If you follow these two steps then your recursive function will work.

Step 1:

Define a solution in terms of a smaller version of itself.

Step 2:

Identify your base case.

Let me explain #

For an example I will use a simple recursive function that returns the factorial of an integer.

The first step is to identify the part of the function that will need to be repeated.

In this case the part of the function that needs to be repeated is the part where the integer is multiplied with the integer one less than itself.
For example, if our integer is 5 then when our function is first called we multiply 5 by 4. In the next iteration of the function we multiply the product of 5 and 4 by 3. In the next iteration we multiply the product of ((5 * 4) * 3) by 2 and so on.

Our code after the first step:

var factorialOf = function(integer) {
    return integer * factorialOf(integer - 1);
}

This code effectively multiplies the current integer by the integer one less than itself. There’s a problem though. Nothing tells this function to stop multiplying its integer by the one less than it. This function will indefinitely multiply its integer by the one less than it. It will go on forever in an infinite loop.

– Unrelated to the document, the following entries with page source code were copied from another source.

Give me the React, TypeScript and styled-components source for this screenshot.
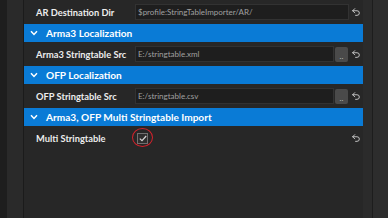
import React from 'react';
import styled, { createGlobalStyle } from 'styled-components';
import { Undo2 } from 'lucide-react';

const GlobalStyle = createGlobalStyle`
  html, body {
    margin: 0;
    padding: 0;
    background: #262626;
    font-family: Lato, "Liberation Sans", sans-serif;
  }
`;

const Root = styled.div`
  display: flex;
  height: 218px;
  width: 388px;
  overflow: hidden;
  background: #262626;
`;

const LeftGutter = styled.div`
  display: flex;
  width: 24px;
  flex-shrink: 0;
  border-right: 1px solid #1b1b1b;
  box-sizing: border-box;
`;

const GutterStrip = styled.div<{ $w: number; $bg: string }>`
  width: ${(p) => p.$w}px;
  background: ${(p) => p.$bg};
  flex-shrink: 0;
`;

const Panel = styled.div`
  display: flex;
  flex-direction: column;
  width: 339px;
  flex-shrink: 0;
  background: #272727;
`;

const RightStrip = styled.div`
  display: flex;
  flex: 1;
`;

const Row = styled.div`
  display: grid;
  grid-template-columns: 111px 1fr 12px;
  align-items: center;
  height: 24px;
  padding-right: 2px;
`;

const Label = styled.div`
  padding-left: 12px;
  font-size: 9.3px;
  font-weight: 700;
  color: #ececec;
  white-space: nowrap;
`;

const Field = styled.div`
  display: flex;
  align-items: center;
  gap: 1px;
  height: 16px;
`;

const Input = styled.div`
  flex: 1;
  height: 16px;
  box-sizing: border-box;
  background: #1e1e1e;
  border: 1px solid #323232;
  padding: 0 2px;
  font-size: 8px;
  line-height: 14px;
  color: #a0a0a0;
  white-space: nowrap;
  overflow: hidden;
`;

const BrowseButton = styled.div`
  width: 13px;
  height: 15px;
  background: #4a4a4a;
  border-radius: 2px;
  color: #bcbcbc;
  font-size: 8px;
  line-height: 18px;
  text-align: center;
  margin-right: 1px;
`;

const Reset = styled.div`
  display: flex;
  justify-content: flex-end;
  color: #cfcfcf;
`;

const Header = styled.div`
  display: flex;
  align-items: center;
  gap: 8px;
  height: 18px;
  padding-left: 6px;
  background: #0a7bd6;
  color: #ffffff;
  font-size: 10.1px;
  font-weight: 700;
  white-space: nowrap;
`;

const Chevron = styled.svg`
  width: 8px;
  height: 6px;
  flex-shrink: 0;
`;

const CheckWrap = styled.div`
  position: relative;
  width: 11px;
  height: 11px;
  margin-left: 2px;
`;

const CheckBox = styled.div`
  width: 11px;
  height: 11px;
  box-sizing: border-box;
  border: 1px solid #707070;
  background: #2e2e2e;
  display: flex;
  align-items: center;
  justify-content: center;
`;

const Annotation = styled.div`
  position: absolute;
  left: -5px;
  top: -5px;
  width: 21px;
  height: 19px;
  border: 1.5px solid #d4222c;
  border-radius: 50%;
  box-sizing: border-box;
`;

const SectionHeader: React.FC<{ title: string }> = ({ title }) => (
  <Header>
    <Chevron viewBox="0 0 8 6">
      <path d="M1 1.2 L4 4.4 L7 1.2" fill="none" stroke="#fff" strokeWidth="1.5" />
    </Chevron>
    {title}
  </Header>
);

const ResetIcon = () => (
  <Reset>
    <Undo2 size={10} strokeWidth={2.2} />
  </Reset>
);

const App: React.FC = () => {
  return (
    <Root>
      <GlobalStyle />
      <LeftGutter>
        <GutterStrip $w={7} $bg="#1e1e1e" />
        <GutterStrip $w={16} $bg="#2a2a2a" />
      </LeftGutter>
      <Panel>
        <Row>
          <Label>AR Destination Dir</Label>
          <Field>
            <Input>$profile:StringTableImporter/AR/</Input>
          </Field>
          <ResetIcon />
        </Row>
        <SectionHeader title="Arma3 Localization" />
        <Row>
          <Label>Arma3 Stringtable Src</Label>
          <Field>
            <Input>E:/stringtable.xml</Input>
            <BrowseButton>..</BrowseButton>
          </Field>
          <ResetIcon />
        </Row>
        <SectionHeader title="OFP Localization" />
        <Row>
          <Label>OFP Stringtable Src</Label>
          <Field>
            <Input>E:/stringtable.csv</Input>
            <BrowseButton>..</BrowseButton>
          </Field>
          <ResetIcon />
        </Row>
        <SectionHeader title="Arma3, OFP Multi Stringtable Import" />
        <Row>
          <Label>Multi Stringtable</Label>
          <Field>
            <CheckWrap>
              <CheckBox>
                <svg width="8" height="7" viewBox="0 0 8 7">
                  <path d="M0.8 3.6 L3 5.6 L7.2 1" fill="none" stroke="#d6d6d6" strokeWidth="1.2" />
                </svg>
              </CheckBox>
              <Annotation />
            </CheckWrap>
          </Field>
          <ResetIcon />
        </Row>
      </Panel>
      <RightStrip>
        <GutterStrip $w={9} $bg="#2b2b2b" />
        <GutterStrip $w={1} $bg="#1d1d1d" />
        <GutterStrip $w={16} $bg="#2d2d2d" />
      </RightStrip>
    </Root>
  );
};

export default App;
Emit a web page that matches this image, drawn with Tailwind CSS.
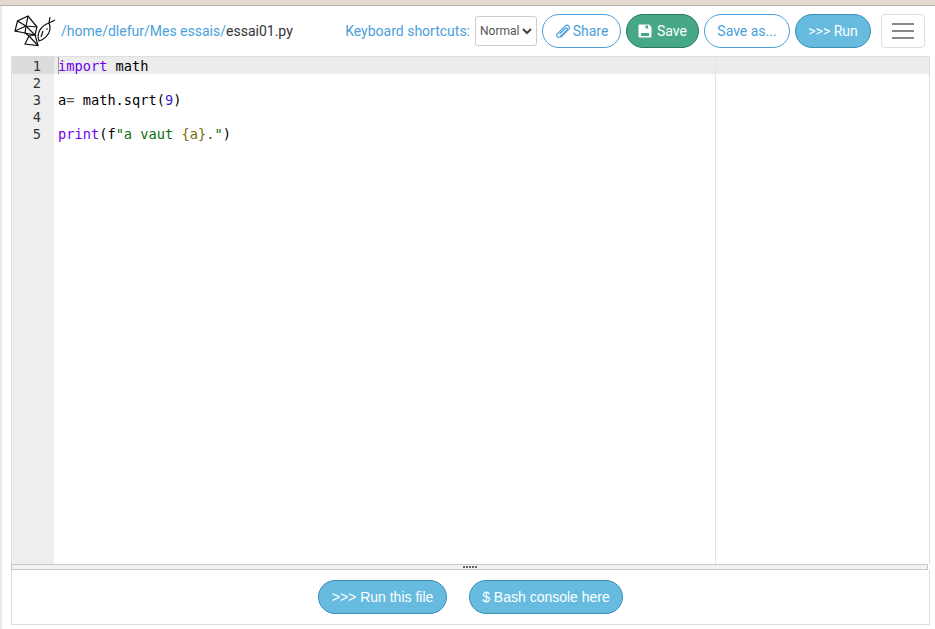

This is where our base case comes in. With our base case we define the point where we no longer want the function to continue to call itself. In this case that is when the integer equals one. The base case breaks us out of the loop, a little like the condition of a while loop.

Here is our base case:

var factorialOf = function(integer) {

  //The base case
  if (integer === 0) {
    return 1;
  }

  //The meat of the function

  return integer * factorialOf(integer - 1);
};

All we need to worry about is whether or not the function will work for a single iteration. Is 5 * 4 what we want? If yes then we define our base case. If our function works for a single iteration and we have a clearly defined base case then our function will work. It’s that simple!

Trust #

If you examine your function and see that it will work for a single iteration, and if you have a clearly defined base case then your function works.

Don’t worry about the intricacies of recursion at first. Simply check to see if your function satisfies these two requirements and then have faith that it will work.